“Bakmazlar mı gökyüzüne onu nasıl bina edip, süslemişiz ki, hiçbir gediği yoktur” ayet-i kerimede dediği gibi, şöyle bir gökyüzüne bakalım.
Ne görüyoruz? Güneş, ay, yıldızlar… Gözümüzün alamayacağı bir sonsuzluk deryası. Hadi şunu göz önüne getirelim: Kendinizi bir lunaparkta veya bir festivalde hayal edin. Ardı ardına patlayan havai fişekleri, pırıl pırıl donatılmış ışıklar ve rengârenk bir âlem düşünün. Aynen gökyüzünü de bu şekilde
hatta daha fazlasını göreceksin. Pırıl pırıl donatılmış yıldızlar, birbiri ardına patlayan galaksiler, ardından bize bütün enerjisiyle gülümseyen bir güneş. Veee; üzerinde yaşadığımız mavi gezegen: Dünya! Dünyadaki olaylar da lunaparktan daha az görkemli değildir.

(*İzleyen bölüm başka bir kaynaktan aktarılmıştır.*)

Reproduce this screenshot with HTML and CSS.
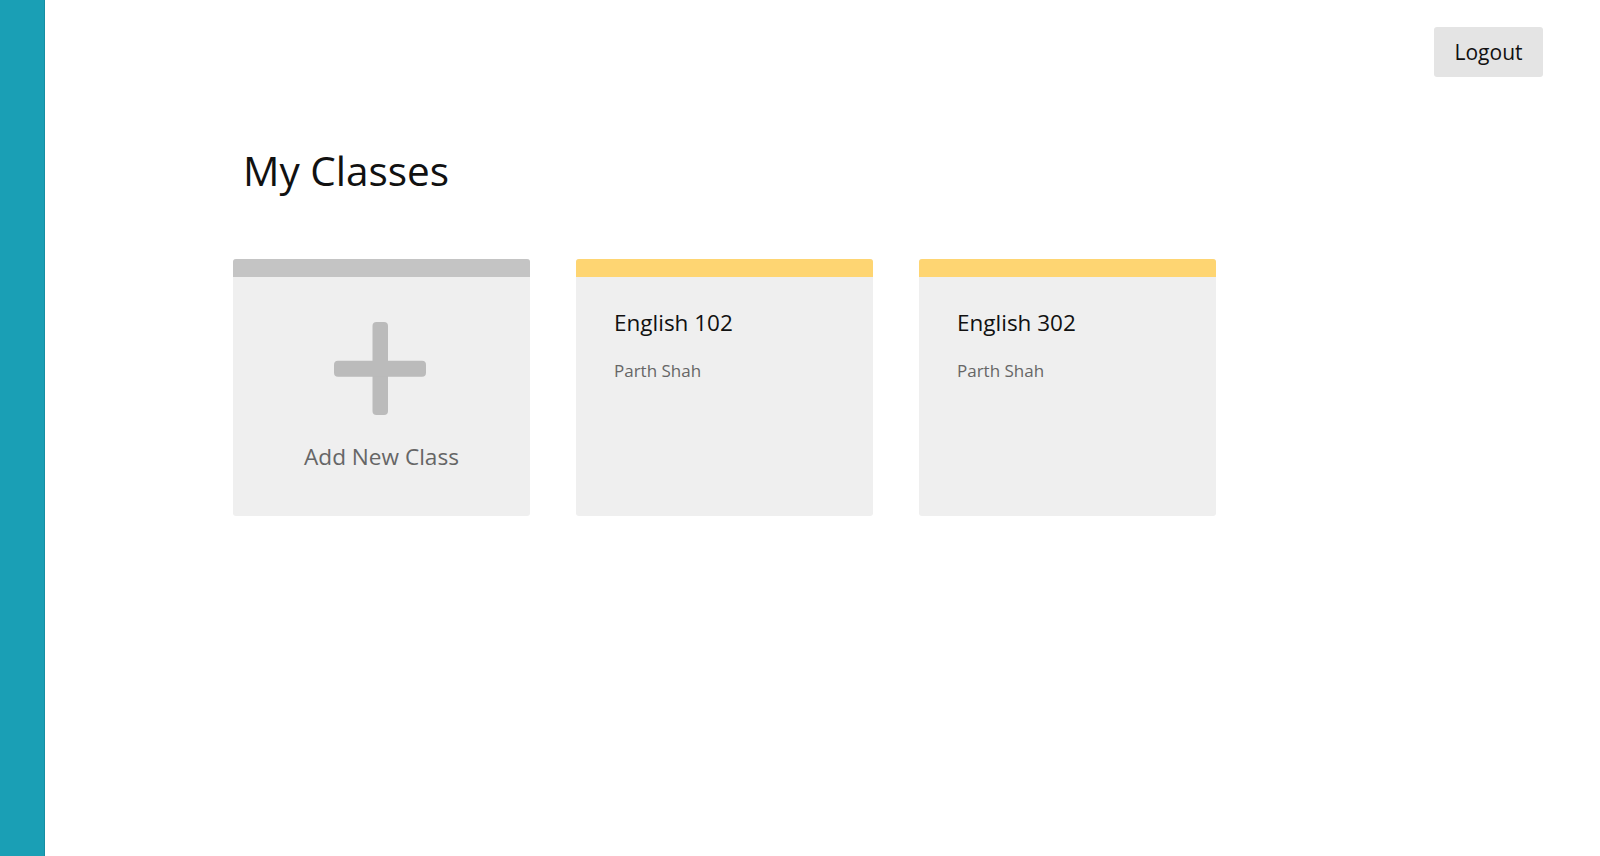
FILE: index.html
```html
<!DOCTYPE html>
<html lang="en">
<head>
<meta charset="utf-8">
<title>My Classes</title>
<link rel="stylesheet" href="styles.css">
</head>
<body>
<aside class="sidebar"></aside>
<main class="main">
  <header class="topbar">
    <button class="logout">Logout</button>
  </header>
  <section class="content">
    <h1 class="title">My Classes</h1>
    <div class="cards">
      <div class="card card-add">
        <div class="band band-gray"></div>
        <div class="add-body">
          <svg class="plus" width="92" height="93" viewBox="0 0 92 93" aria-hidden="true">
            <rect x="38.5" y="0" width="15.5" height="93" rx="4" fill="#bbbbbb"/>
            <rect x="0" y="38.8" width="92" height="16" rx="4" fill="#bbbbbb"/>
          </svg>
          <div class="add-label">Add New Class</div>
        </div>
      </div>
      <div class="card">
        <div class="band band-yellow"></div>
        <div class="card-body">
          <div class="class-name">English 102</div>
          <div class="teacher">Parth Shah</div>
        </div>
      </div>
      <div class="card">
        <div class="band band-yellow"></div>
        <div class="card-body">
          <div class="class-name">English 302</div>
          <div class="teacher">Parth Shah</div>
        </div>
      </div>
    </div>
  </section>
</main>
</body>
</html>
```
FILE: styles.css
```css
* { box-sizing: border-box; }
html, body { height: 100%; }
body {
  margin: 0;
  display: flex;
  background: #ffffff;
  font-family: "Open Sans", "Liberation Sans", sans-serif;
  color: #111111;
}
.sidebar {
  width: 45px;
  flex: 0 0 45px;
  min-height: 100vh;
  background: #1a9fb5;
  border-right: 1px solid #168ea3;
}
.main {
  flex: 1;
  display: flex;
  flex-direction: column;
}
.topbar {
  display: flex;
  justify-content: flex-end;
  padding: 27px 57px 0 0;
}
.logout {
  height: 50px;
  width: 109px;
  padding: 0;
  border: none;
  border-radius: 3px;
  background: #e4e4e4;
  font-family: "Open Sans", "Liberation Sans", sans-serif;
  font-size: 21px;
  line-height: 50px;
  color: #111111;
  cursor: pointer;
}
.content {
  padding-left: 188px;
}
.title {
  margin: 74px 0 0 10px;
  font-size: 40.5px;
  line-height: 40px;
  font-weight: 400;
  color: #111111;
}
.cards {
  display: flex;
  gap: 46px;
  margin-top: 68px;
}
.card {
  width: 297px;
  height: 257px;
  background: #efefef;
  border-radius: 3px;
  overflow: hidden;
  display: flex;
  flex-direction: column;
}
.band { height: 18px; flex: 0 0 18px; }
.band-gray { background: #c4c4c4; }
.band-yellow { background: #fed572; }
.add-body {
  display: flex;
  flex-direction: column;
  align-items: center;
  padding-top: 45px;
}
.plus { display: block; margin-left: -3px; }
.add-label {
  margin-top: 27px;
  font-size: 22.6px;
  line-height: 30px;
  color: #666666;
}
.card-body {
  padding: 31px 38px 0 38px;
}
.class-name {
  font-size: 22.5px;
  line-height: 30px;
  color: #111111;
}
.teacher {
  margin-top: 21px;
  font-size: 17px;
  line-height: 23px;
  color: #666666;
}
```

Yıldız sisteminin kumandanı Güneş, ışığı altında gizlenen muhteşem yıldızlar ordusunu, akşam olduğunda gökyüzü sahnesine teker teker
salarken öyle güzel nakışlarla kendini gösterir ki, insana kâinatı adeta bayram yeri olarak takdim eder. Üstelik bu manzara bir güne mahsus değildir. Milyarlarca yıldan beridir kâinatta bayram şenliği yaşanmakta ve bu muhteşem tablo tekrar tekrar semamızda resmedilmektedir.
*
Peki, sence bu kadar büyük masrafla bu kadar büyük işlerin çevrilmesi sahipsiz veya sebepsiz midir?
Hayır, asla!
Küçücük bir insanın küçücük karaciğeri bile dört yüzden fazla iş görürken, Kudret ve Hikmet sahibi, milyarlarca yıldızı hiç başıboş, sebepsiz ve hikmetsiz yaratabilir mi? Uzayın sabit, değişken veya gece lambaları gibi çalışan kararlı/kararsız yıldızları, elbette ki bize sema şehrinin süslü saraylarını veya dönme dolaplarını hatırlatıyor.
*
Uzayın esrarengiz olayların birçoğu çözülemezken, bazılarının sırları çözüldü gibi: Mesela;
-Milyarlarca yıldır arızasız çalışan dev jeneratörümüz; Güneş.
-Yıldızların yapıtaşlarını oluşturan gaz ve toz bulutları: Nebülözler.
-Atom galaksilerin kalbi sayılan: Pulsarlar.
-Bir çay kaşığı hacmindeki maddesi bir milyar ton gelen cüce yıldızlar: Nötron yıldızları.
-Her türlü maddeyi, sesi, ışığı, zamanı ve koca galaksileri yutabilen görünmez zaman tünelleri: Siyah delikler. (Yıldızların Esrarı, s.8)
*
Bu kocaman kâinatta oluşan olayların, mükemmel bir düzen, muhteşem bir sanat, harika bir nakışla ince ince hesaplanmış olduğunu görebiliyoruz.
Bu ise ancak bir Zat’ın eserleri olabilir. Bize düşen; Modern dünyanın keşfiyle gök kubbemizdeki bu muhteşem tabloları incelemek ve Sanatkârın mükemmel tablolarını seyredip “Zikir, fikir ve şükretmek”tir.